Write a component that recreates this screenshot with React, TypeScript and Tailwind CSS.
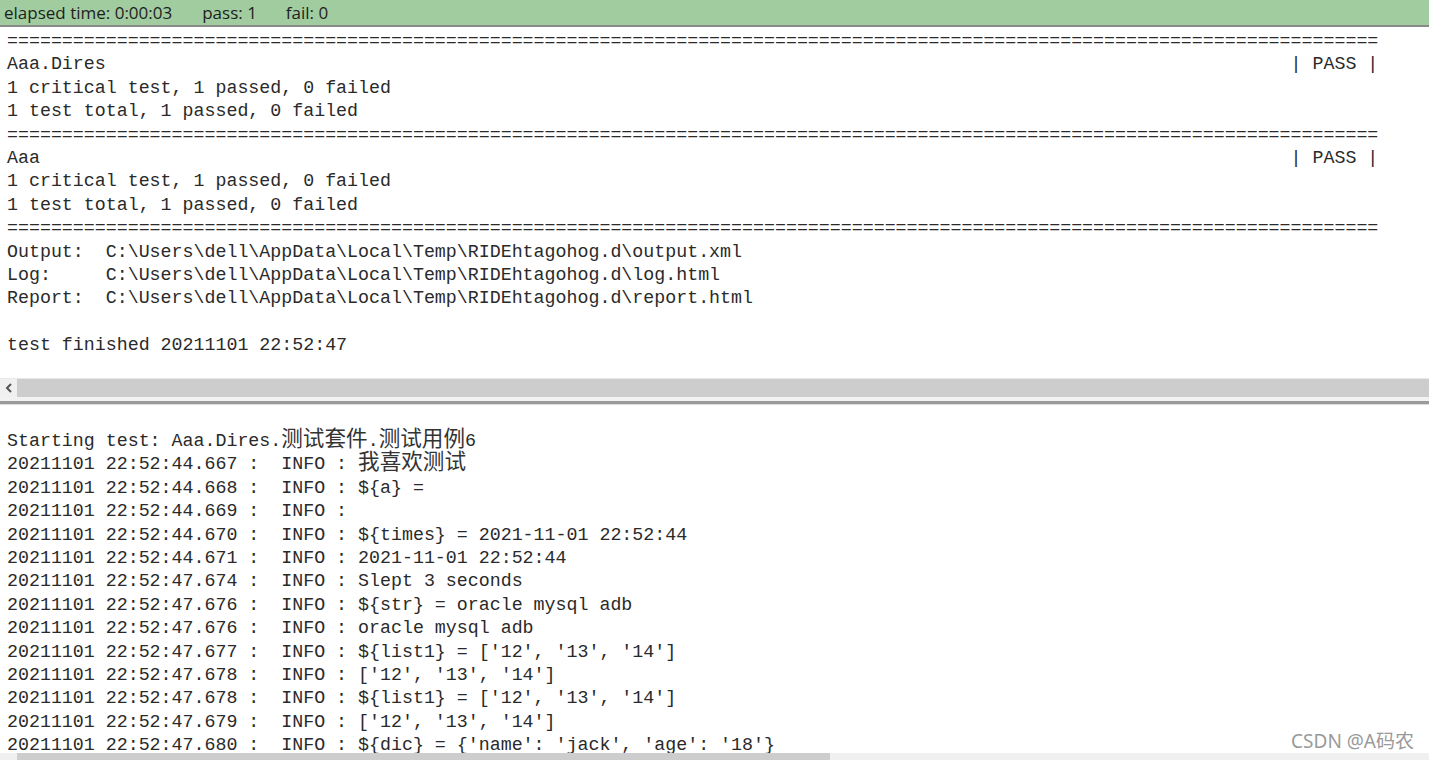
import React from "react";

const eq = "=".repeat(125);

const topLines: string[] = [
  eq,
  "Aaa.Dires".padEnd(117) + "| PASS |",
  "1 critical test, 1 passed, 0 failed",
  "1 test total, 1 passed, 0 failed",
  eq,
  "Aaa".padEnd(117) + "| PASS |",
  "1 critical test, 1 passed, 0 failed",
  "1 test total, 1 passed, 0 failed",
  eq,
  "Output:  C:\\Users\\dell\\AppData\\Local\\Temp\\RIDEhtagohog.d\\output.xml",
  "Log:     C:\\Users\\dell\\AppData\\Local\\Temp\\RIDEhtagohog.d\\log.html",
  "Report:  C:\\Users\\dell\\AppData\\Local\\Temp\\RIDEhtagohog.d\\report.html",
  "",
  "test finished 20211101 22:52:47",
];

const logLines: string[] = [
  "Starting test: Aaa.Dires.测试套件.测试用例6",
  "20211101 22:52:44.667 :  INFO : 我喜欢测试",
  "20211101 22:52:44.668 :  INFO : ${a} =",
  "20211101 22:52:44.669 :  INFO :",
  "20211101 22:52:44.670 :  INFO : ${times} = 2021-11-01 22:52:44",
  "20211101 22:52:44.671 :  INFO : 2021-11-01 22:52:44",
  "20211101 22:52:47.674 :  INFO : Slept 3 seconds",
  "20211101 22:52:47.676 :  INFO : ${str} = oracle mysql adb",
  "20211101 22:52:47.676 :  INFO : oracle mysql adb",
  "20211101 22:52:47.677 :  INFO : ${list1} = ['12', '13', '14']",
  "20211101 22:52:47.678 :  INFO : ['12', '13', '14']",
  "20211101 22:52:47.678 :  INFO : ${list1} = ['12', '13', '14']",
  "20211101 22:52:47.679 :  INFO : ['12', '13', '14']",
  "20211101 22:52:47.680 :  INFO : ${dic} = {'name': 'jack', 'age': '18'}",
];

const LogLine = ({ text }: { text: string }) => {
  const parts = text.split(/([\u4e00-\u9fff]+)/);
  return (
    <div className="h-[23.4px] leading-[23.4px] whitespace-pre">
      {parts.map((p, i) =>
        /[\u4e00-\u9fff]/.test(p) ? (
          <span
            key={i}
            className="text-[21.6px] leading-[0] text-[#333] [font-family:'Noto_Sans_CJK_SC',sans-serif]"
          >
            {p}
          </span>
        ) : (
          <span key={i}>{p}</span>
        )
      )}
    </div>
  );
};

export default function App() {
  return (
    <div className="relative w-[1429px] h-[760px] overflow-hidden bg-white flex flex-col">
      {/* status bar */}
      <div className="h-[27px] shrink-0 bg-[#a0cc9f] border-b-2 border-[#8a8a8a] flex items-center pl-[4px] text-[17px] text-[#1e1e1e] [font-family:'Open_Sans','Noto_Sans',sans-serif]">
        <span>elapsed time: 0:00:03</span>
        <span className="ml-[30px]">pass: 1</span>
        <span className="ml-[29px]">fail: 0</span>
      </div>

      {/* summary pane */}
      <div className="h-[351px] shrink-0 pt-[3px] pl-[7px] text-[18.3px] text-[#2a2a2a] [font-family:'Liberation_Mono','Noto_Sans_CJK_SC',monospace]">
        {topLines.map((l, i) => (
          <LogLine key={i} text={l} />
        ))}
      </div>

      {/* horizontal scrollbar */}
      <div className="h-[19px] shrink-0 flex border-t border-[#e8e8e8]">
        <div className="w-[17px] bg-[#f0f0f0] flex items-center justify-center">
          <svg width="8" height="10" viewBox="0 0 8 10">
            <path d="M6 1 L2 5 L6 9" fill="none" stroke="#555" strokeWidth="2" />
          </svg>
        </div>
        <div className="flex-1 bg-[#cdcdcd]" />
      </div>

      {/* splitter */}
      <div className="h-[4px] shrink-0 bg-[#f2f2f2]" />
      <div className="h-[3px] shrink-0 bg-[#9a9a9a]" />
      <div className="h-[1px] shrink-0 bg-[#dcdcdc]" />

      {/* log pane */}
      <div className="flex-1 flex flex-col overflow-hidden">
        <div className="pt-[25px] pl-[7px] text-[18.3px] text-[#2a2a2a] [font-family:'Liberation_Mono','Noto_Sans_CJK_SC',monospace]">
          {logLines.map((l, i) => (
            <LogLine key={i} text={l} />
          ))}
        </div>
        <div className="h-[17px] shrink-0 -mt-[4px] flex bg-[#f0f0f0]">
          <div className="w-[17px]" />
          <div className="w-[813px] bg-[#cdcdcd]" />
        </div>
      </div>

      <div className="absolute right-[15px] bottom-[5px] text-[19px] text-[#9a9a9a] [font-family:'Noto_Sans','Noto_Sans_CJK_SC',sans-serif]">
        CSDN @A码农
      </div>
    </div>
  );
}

* * *

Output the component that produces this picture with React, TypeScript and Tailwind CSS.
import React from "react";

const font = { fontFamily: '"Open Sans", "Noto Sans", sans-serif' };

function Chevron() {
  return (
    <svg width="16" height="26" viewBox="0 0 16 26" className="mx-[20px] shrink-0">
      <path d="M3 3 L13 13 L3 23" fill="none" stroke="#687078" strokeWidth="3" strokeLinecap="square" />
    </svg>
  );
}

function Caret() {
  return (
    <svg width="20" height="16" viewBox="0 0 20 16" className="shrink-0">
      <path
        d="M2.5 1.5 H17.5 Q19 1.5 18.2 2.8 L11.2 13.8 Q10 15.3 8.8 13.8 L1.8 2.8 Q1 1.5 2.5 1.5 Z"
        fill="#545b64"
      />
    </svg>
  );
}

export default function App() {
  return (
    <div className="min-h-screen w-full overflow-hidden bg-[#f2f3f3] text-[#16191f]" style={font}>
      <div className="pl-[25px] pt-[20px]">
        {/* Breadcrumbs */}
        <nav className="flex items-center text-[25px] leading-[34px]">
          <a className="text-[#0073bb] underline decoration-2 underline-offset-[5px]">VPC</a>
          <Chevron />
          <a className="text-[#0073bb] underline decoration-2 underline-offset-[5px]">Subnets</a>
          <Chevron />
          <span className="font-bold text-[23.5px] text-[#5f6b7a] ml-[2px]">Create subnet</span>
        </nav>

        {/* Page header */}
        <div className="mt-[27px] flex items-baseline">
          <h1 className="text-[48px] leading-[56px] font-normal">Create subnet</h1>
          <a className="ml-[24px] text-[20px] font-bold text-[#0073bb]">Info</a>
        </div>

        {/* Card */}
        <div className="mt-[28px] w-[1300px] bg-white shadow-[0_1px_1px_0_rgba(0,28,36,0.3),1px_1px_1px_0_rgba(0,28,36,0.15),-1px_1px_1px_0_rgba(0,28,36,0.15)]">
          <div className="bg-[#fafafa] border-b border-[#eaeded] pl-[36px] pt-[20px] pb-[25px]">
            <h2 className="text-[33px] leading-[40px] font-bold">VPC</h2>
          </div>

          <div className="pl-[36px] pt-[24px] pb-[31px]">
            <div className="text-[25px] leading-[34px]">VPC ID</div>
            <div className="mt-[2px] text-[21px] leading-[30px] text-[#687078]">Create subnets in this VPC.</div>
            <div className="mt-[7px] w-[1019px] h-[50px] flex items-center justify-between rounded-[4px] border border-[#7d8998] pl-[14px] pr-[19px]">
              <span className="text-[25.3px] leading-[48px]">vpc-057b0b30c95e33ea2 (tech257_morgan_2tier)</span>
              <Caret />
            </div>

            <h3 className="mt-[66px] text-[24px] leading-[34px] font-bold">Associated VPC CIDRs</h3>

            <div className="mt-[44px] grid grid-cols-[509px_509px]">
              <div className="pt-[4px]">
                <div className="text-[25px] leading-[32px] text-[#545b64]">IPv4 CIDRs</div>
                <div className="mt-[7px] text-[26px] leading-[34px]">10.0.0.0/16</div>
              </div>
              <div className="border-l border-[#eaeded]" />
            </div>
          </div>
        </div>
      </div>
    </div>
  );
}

**GIVEN TASK:**
Scan the listing above for the word "that" and show each line where it is found.

**THE OUTPUT:**
Write a component that recreates this screenshot with React, TypeScript and Tailwind CSS.
Output the component that produces this picture with React, TypeScript and Tailwind CSS.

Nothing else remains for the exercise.